Loading data from pandas dataframe into Neo4j using Py2Neo or official neo4j driver


Can I use the official neo4j driver to load data from a pandas dataframe into Neo4j on a daily basis? If not, then can I use the py2neo connector to also efficiently execute cypher queries that create nodes and relationships, and/or delete nodes? According to the py2neo docs, it seems like the py2neo driver is the way to go for me when deciding between these two drivers.

I'm about to start loading data from a pandas dataframe into our neo4j database and py2neo seems to be the way to go based on these stackoverflow questions:

I was just curious to know the experiences of neo4j users who have implemented this python driver approach.

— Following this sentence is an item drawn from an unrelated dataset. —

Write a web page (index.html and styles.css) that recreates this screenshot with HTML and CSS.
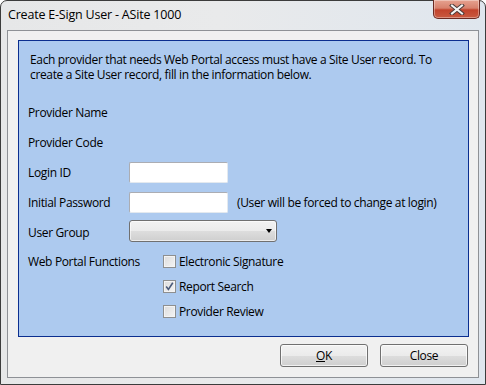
FILE: index.html
```html
<!DOCTYPE html>
<html lang="en">
<head>
  <meta charset="UTF-8">
  <title>Create E-Sign User - ASite 1000</title>
  <link rel="stylesheet" href="styles.css">
</head>
<body>

  <div class="window">
    <div class="titlebar">
      <span class="title">Create E-Sign User - ASite 1000</span>
      <button class="close-x" aria-label="Close">
        <svg width="16" height="11" viewBox="0 0 16 11">
          <path d="M3 1.5 L13 9.5 M13 1.5 L3 9.5" stroke="#4a3a38" stroke-width="4" stroke-linecap="square"/>
          <path d="M3 1.5 L13 9.5 M13 1.5 L3 9.5" stroke="#f4f4f4" stroke-width="2" stroke-linecap="square"/>
        </svg>
      </button>
    </div>

    <div class="client">
      <div class="panel">
        <p class="intro">Each provider that needs Web Portal access must have a Site User record. To create a Site User record, fill in the information below.</p>

        <div class="form">
          <label>Provider Name</label>
          <span></span>

          <label>Provider Code</label>
          <span></span>

          <label for="login">Login ID</label>
          <div><input type="text" id="login" class="field"></div>

          <label for="pwd">Initial Password</label>
          <div class="with-hint">
            <input type="text" id="pwd" class="field">
            <span>(User will be forced to change at login)</span>
          </div>

          <label>User Group</label>
          <div><div class="combo"><span class="arrow"></span></div></div>
        </div>

        <div class="functions">
          <label class="fn-label">Web Portal Functions</label>
          <div class="checks">
            <div class="check"><span class="box"></span>Electronic Signature</div>
            <div class="check"><span class="box checked">
              <svg width="9" height="9" viewBox="0 0 9 9"><path d="M1.2 4.6 L3.4 7.4 L7.8 0.8" fill="none" stroke="#4a5a7a" stroke-width="1.6"/></svg>
            </span>Report Search</div>
            <div class="check"><span class="box"></span>Provider Review</div>
          </div>
        </div>
      </div>

      <div class="actions">
        <button class="btn"><u>O</u>K</button>
        <button class="btn">Close</button>
      </div>
    </div>
  </div>

</body>
</html>
```

FILE: styles.css
```css
body {
  margin: 0;
  background: #fff;
  font-family: 'Open Sans', 'Noto Sans', sans-serif;
  font-size: 12px;
  letter-spacing: -0.35px;
  color: #000;
}

.window {
  width: 486px;
  height: 385px;
  box-sizing: border-box;
  border: 1px solid #3c3c3c;
  border-radius: 7px 7px 0 0;
  background: linear-gradient(90deg, #e6e7e8 0%, #e9eaeb 45%, #dfe6ee 100%);
  padding: 0 6px 6px 6px;
  display: flex;
  flex-direction: column;
}

.titlebar {
  height: 29px;
  display: flex;
  align-items: flex-start;
  justify-content: space-between;
}

.title {
  margin-top: 5px;
  margin-left: 1px;
  font-size: 12.5px;
  letter-spacing: -0.2px;
  color: #000;
}

.close-x {
  width: 47px;
  height: 19px;
  margin-top: -1px;
  margin-right: -1px;
  padding: 0;
  border: 1px solid #6b2a22;
  border-top: none;
  border-radius: 0 0 5px 5px;
  background: linear-gradient(#e6a290 0%, #d7816d 45%, #c2432c 55%, #c95a40 100%);
  box-shadow: inset 0 0 0 1px rgba(255,255,255,0.35);
  display: flex;
  align-items: center;
  justify-content: center;
}

.client {
  flex: 1;
  background: #f0f0f0;
  border: 1px solid #8e9196;
  display: flex;
  flex-direction: column;
}

.panel {
  margin: 9px 9px 0 10px;
  height: 297px;
  box-sizing: border-box;
  background: #adcaef;
  border: 1px solid #0b2e8f;
  padding: 11px 9px 0 9px;
}

.intro {
  margin: 0 0 15px 2px;
  line-height: 15px;
}

.form {
  display: grid;
  grid-template-columns: 101px 1fr;
  grid-auto-rows: 30px;
  align-items: center;
}

.field {
  width: 99px;
  height: 21px;
  box-sizing: border-box;
  border: 1px solid #abadb3;
  border-right-color: #e3e9ef;
  border-bottom-color: #e3e9ef;
  border-radius: 2px;
  background: #fff;
  margin: 0;
  display: block;
}

.with-hint {
  display: flex;
  align-items: center;
  gap: 9px;
}

.combo {
  width: 148px;
  height: 22px;
  box-sizing: border-box;
  border: 1px solid #707070;
  border-radius: 3px;
  background: linear-gradient(#f2f2f2 0%, #ebebeb 50%, #dddddd 51%, #cfcfcf 100%);
  box-shadow: inset 0 0 0 1px rgba(255,255,255,0.6);
  display: flex;
  align-items: center;
  justify-content: flex-end;
  padding-right: 4px;
  margin-top: -2px;
}

.arrow {
  width: 0;
  height: 0;
  border-left: 3.5px solid transparent;
  border-right: 3.5px solid transparent;
  border-top: 4px solid #000;
}

.functions {
  display: flex;
  margin-top: 2px;
}

.fn-label {
  width: 135px;
  height: 25px;
  line-height: 25px;
}

.checks {
  display: flex;
  flex-direction: column;
}

.check {
  height: 25px;
  display: flex;
  align-items: center;
  gap: 3px;
}

.box {
  width: 13px;
  height: 13px;
  box-sizing: border-box;
  border: 1px solid #8e8f8f;
  background: linear-gradient(135deg, #dcdcdc 0%, #f4f4f4 100%);
  box-shadow: inset 0 0 0 1px #f4f4f4;
  display: flex;
  align-items: center;
  justify-content: center;
}

.actions {
  display: flex;
  justify-content: flex-end;
  gap: 12px;
  margin: 7px 10px 0 0;
}

.btn {
  width: 88px;
  height: 23px;
  padding: 0;
  border: 1px solid #707070;
  border-radius: 3px;
  background: linear-gradient(#f2f2f2 0%, #ebebeb 50%, #dddddd 51%, #cfcfcf 100%);
  box-shadow: inset 0 0 0 1px rgba(255,255,255,0.7);
  font-family: 'Open Sans', 'Noto Sans', sans-serif;
  font-size: 12px;
  letter-spacing: -0.35px;
  color: #000;
}
```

I can't edit my post above any more. I need to add another question here:

Which of these two python drivers is the better and faster approach to load data into Neo4j?

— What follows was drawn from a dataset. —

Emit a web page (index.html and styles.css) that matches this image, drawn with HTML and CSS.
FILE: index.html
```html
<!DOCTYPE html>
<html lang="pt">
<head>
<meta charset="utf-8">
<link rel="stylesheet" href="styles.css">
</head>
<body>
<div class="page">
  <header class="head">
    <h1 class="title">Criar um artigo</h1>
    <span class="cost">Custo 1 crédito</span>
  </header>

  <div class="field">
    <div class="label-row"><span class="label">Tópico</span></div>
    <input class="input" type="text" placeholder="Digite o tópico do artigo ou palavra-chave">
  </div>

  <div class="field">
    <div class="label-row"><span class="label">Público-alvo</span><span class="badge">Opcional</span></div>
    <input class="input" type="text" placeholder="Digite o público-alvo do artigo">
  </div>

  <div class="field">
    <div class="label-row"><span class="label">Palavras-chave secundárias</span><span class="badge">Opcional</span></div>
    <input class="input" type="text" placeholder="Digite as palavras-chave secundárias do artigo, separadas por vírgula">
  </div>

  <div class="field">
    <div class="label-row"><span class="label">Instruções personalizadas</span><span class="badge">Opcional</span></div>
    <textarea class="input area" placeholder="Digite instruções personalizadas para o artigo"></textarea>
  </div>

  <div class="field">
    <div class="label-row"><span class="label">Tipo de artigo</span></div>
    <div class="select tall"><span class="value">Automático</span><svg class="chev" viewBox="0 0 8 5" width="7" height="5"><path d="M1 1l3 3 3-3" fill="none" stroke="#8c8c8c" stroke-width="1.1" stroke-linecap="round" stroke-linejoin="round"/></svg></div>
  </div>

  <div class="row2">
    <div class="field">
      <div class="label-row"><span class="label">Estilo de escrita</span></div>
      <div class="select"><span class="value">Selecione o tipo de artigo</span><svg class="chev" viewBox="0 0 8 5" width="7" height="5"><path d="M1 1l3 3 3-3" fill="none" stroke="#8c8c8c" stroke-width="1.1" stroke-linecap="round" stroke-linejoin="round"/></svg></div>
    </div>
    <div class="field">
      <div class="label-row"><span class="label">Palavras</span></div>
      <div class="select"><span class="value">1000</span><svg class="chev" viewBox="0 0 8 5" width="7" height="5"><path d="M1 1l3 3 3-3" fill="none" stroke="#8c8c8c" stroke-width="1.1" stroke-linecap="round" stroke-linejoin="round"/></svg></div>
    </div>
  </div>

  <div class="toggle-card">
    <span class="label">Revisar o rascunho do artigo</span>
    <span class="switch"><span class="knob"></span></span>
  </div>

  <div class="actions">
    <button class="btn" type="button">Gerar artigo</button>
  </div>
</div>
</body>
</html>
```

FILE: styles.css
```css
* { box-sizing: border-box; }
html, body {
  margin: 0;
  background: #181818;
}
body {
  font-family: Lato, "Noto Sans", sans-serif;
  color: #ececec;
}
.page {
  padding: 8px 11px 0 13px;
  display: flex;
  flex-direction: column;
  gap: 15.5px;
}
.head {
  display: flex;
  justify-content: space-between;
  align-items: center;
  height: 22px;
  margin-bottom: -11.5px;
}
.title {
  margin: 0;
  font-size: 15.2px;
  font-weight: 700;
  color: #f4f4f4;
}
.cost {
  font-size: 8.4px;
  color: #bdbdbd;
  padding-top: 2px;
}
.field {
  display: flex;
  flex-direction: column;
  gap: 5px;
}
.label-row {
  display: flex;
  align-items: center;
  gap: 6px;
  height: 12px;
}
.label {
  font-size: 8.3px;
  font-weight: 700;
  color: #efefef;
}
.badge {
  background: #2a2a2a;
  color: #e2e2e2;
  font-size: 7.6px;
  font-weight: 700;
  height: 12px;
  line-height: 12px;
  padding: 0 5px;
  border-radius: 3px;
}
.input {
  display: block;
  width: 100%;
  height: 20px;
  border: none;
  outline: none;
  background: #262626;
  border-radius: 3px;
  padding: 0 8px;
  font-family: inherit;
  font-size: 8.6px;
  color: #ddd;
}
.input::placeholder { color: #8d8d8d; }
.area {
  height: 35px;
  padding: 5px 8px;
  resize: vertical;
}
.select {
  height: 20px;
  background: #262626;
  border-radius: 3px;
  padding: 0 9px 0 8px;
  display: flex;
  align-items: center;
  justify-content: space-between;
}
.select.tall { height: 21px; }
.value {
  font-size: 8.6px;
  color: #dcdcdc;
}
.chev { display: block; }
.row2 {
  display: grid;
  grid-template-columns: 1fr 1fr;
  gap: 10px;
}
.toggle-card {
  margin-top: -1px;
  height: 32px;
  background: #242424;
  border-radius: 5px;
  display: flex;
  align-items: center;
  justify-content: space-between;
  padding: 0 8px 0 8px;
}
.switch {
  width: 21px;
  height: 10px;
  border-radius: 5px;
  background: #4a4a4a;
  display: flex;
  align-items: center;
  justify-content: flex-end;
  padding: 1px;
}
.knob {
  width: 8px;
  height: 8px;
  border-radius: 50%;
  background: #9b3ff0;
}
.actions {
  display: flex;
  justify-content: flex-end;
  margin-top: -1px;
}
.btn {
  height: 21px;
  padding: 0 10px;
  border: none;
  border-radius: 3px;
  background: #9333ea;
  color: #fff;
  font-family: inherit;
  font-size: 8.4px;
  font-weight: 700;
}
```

  1. Loading data using the official Python driver? I would think you have to pass a string in Python that tells the official neo4j driver something like:
query = """
FROM 'file:///data.csv' AS row
MERGE(p:Person {id: toInteger(row.id)}
  1. Using the py2neo driver and load the data from the pandas dataframe?

I found this Medium's article very interesting, where makes comparisons with the different python Neo4j drivers

But, my experience using the Neo4j's python driver is good, it's easy to use and I didn't found problems with having low data transfer speeds .

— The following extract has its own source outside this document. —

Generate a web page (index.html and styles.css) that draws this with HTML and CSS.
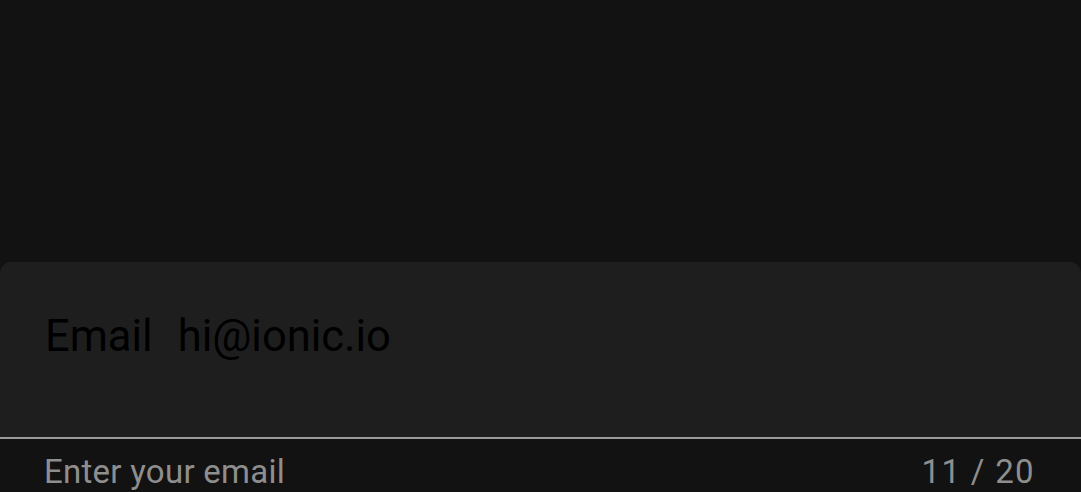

Thank you! Great article, and this sums it up nicely:

My recommendation? Definitely py2no is not an option . Although it is user-friendly in many respects, it is too slow for counting queries. Neo4jrestclient is not bad, but sometimes it returns nested list structure which we have to deal with using some trick (e.g. “sum(temp,)” which I want to avoid. So I think I would go with the Neo4j Python driver . After all it is the only official release supported by Neo4j. What is your recommendation?

I'll follow up here on this post which driver I ended up using.

Wouldn't it be cool if the official neo4j driver also supported pandas dataframes as a source of data? :thinking:

Pandas is specific, and processing a pandas dataframe in other frameworks maybe not a such optimal as using the power of that library gives to you in python.
So, my answer to this: Not really, because the trend for data types used on webservices and Apps are things like Json (A standard that works everywhere). In other cases, the non-dev usages, the spreadsheets are very common, and the csv appears here, compact and easy to be generated.